Philosophy Behind Dimensional Transformations

  • Decoupling: Convert complex multi-dimensional data into forms easier to process
  • Flexibility: Supports diverse network architectures
  • Memory Efficiency: Avoids unnecessary copies

Broadcasting: Intelligent Tensor Operations

# Practical use of broadcasting
batch_size, channels, height, width = 4, 32, 14, 14
feature_maps = torch.randn(batch_size, channels, height, width)
bias = torch.randn(channels)  # One bias per channel

# Automatic broadcasting
output = feature_maps + bias.view(1, channels, 1, 1)

print(f"feature_maps shape: {feature_maps.shape}")
print(f"bias shape: {bias.shape}")
print(f"output shape: {output.shape}")
feature_maps shape: torch.Size([4, 32, 14, 14])
bias shape: torch.Size([32])
output shape: torch.Size([4, 32, 14, 14])

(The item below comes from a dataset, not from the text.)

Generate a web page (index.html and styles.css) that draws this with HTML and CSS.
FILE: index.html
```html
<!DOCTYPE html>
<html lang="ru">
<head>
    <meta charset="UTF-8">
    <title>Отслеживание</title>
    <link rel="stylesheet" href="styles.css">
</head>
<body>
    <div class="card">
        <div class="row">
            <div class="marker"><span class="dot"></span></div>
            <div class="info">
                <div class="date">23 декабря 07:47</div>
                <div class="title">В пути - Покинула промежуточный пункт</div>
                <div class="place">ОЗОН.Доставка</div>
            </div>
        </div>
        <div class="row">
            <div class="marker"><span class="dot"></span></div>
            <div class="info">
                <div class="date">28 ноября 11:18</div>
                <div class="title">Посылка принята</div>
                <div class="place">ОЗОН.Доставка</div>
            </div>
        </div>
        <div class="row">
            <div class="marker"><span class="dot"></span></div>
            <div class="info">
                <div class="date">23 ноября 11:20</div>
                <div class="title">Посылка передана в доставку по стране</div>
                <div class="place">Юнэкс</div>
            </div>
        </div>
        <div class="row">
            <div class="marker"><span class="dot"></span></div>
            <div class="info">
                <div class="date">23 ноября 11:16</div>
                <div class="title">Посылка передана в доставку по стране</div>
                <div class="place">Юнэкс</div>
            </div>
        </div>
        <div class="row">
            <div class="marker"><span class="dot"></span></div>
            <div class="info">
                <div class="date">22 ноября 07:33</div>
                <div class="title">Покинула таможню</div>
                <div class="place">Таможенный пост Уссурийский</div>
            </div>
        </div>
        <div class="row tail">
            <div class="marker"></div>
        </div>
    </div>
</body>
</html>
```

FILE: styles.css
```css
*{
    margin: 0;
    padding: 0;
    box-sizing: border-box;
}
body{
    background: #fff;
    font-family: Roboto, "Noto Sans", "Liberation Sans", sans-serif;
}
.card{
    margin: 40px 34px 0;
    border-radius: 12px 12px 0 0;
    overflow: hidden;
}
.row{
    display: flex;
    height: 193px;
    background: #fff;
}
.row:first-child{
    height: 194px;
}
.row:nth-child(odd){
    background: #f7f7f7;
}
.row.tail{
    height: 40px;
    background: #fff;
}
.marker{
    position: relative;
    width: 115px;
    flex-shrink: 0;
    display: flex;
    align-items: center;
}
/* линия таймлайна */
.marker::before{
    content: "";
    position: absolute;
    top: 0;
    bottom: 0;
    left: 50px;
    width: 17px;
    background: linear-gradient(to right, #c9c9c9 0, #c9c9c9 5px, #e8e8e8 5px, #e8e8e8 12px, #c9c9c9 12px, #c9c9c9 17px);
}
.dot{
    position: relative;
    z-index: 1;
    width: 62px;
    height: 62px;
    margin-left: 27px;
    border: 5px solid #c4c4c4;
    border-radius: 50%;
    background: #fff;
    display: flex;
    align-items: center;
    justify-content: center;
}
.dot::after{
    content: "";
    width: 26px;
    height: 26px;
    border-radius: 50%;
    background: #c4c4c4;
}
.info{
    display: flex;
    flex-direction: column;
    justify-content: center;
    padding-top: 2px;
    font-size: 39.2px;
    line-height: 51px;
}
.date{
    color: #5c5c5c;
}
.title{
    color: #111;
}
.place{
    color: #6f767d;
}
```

Principles Behind Broadcasting

  • Memory Efficiency: Avoids explicit data replication
  • Code Simplicity: Reduces tedious dimension-matching code
  • Computation Optimization: Enables efficient parallel computation under the hood

Conclusion

A Tensor is not merely a data structure—it’s the bridge connecting mathematics, algorithms, and computation in deep learning. Every aspect of its design reflects thoughtful consideration of computational efficiency, flexibility, and developer experience.